Fueron los abusos de esos partidos los que potenciaron al ángel caído. La denuncia que formuló el rebelde desde dentro del régimen que lo hizo nacer, encajó con precisión en el ánimo de la mayoría: había que castigar a quienes traicionaron la transición y promovieron un modelo económico que ignoró a los desposeídos. Incansable, el candidato López Obrador llevó sus argumentos hasta la cúspide, con una acusación simple y directa: la corrupción. Los gobernantes del país eran, dijo, una mafia de poder cuyo único propósito era el saqueo. Denunció el boato, los excesos, las riquezas malhabidas, la prepotencia politica y explicó que, al anular esa corrupción, habría recursos suficientes para dar y repartir, por el bien todos, primero a los pobres.

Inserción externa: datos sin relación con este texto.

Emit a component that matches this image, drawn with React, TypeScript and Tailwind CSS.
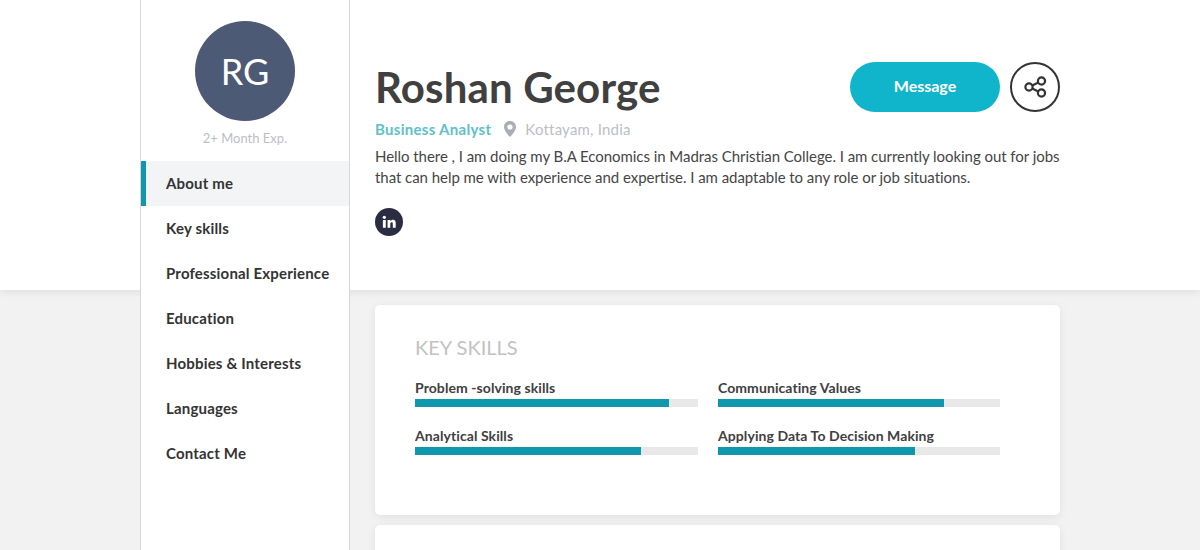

De ahí en más, todas las palabras pronunciadas durante el sexenio se han alienado a esas dos ideas: sacar a los corruptos y ayudar a los pobres. La destrucción de cualquier cosa que viniera del pasado no ha sido una anomalia sino la consigna de este sexenio que ofreció comenzar de nuevo, enarbolando la bandera de la honestidad. Por una vez, el pueblo sería representado para cobrarse las cuentas pendientes. Siguiendo la doctrina revolucionaria, destruidos los adversarios, la regeneración vendría por añadidura.

La paradoja que algún día será historia es que, así como lo crearon, ellos mismos lo potenciaron. La coalición que han formado el PAN, el PRI y el PRD solo existe para vencer al caudillo rebelde, pero su sola existencia confirma la tesis de origen: que todos eran lo mismo y que todos estaban de acuerdo. Echarlos del poder y anularlos ha sido la oferta y el propósito más relevante de este gobierno. Todo lo demás es jardinería.

Por eso, no importa que el gobierno no haya resuelto los problemas fundamentales, que salga mal evaluado en (casi) todos los rubros, que sus obras sean caras e inútiles, que la inseguridad, la corrupción y la pobreza sigan vigentes; lo que importa es que el caudillo no ha bajado la guardia ni un solo día para confrontar a las élites. La batalla que se ha estado librando no tiene que ver con la consolidación de la democracia, sino con el ajuste de cuentas; no es para tener mejores gobiernos, sino un vencedor; no es, en fin, para elegir entre tres opciones, sino para decidir si la gesta del caudillo se fortalece o se apaga.

Por esas razones, el único candidato que estará en la boleta en las elecciones del 2 de junio será Andrés Manuel López Obrador. Ni Claudia, ni Xóchitl, ni Máynez significan nada fundamental. La gente votará, otra vez, por AMLO o contra AMLO. Quienes lo apoyen, no juzgarán su gobierno; quienes lo rechacen, no lo harán por su identidad partidaria. Si las boletas preguntaran: sí o no, nos habríamos ahorrado tinta y dinero. No nos hagamos bolas: en México no hay más que un candidato.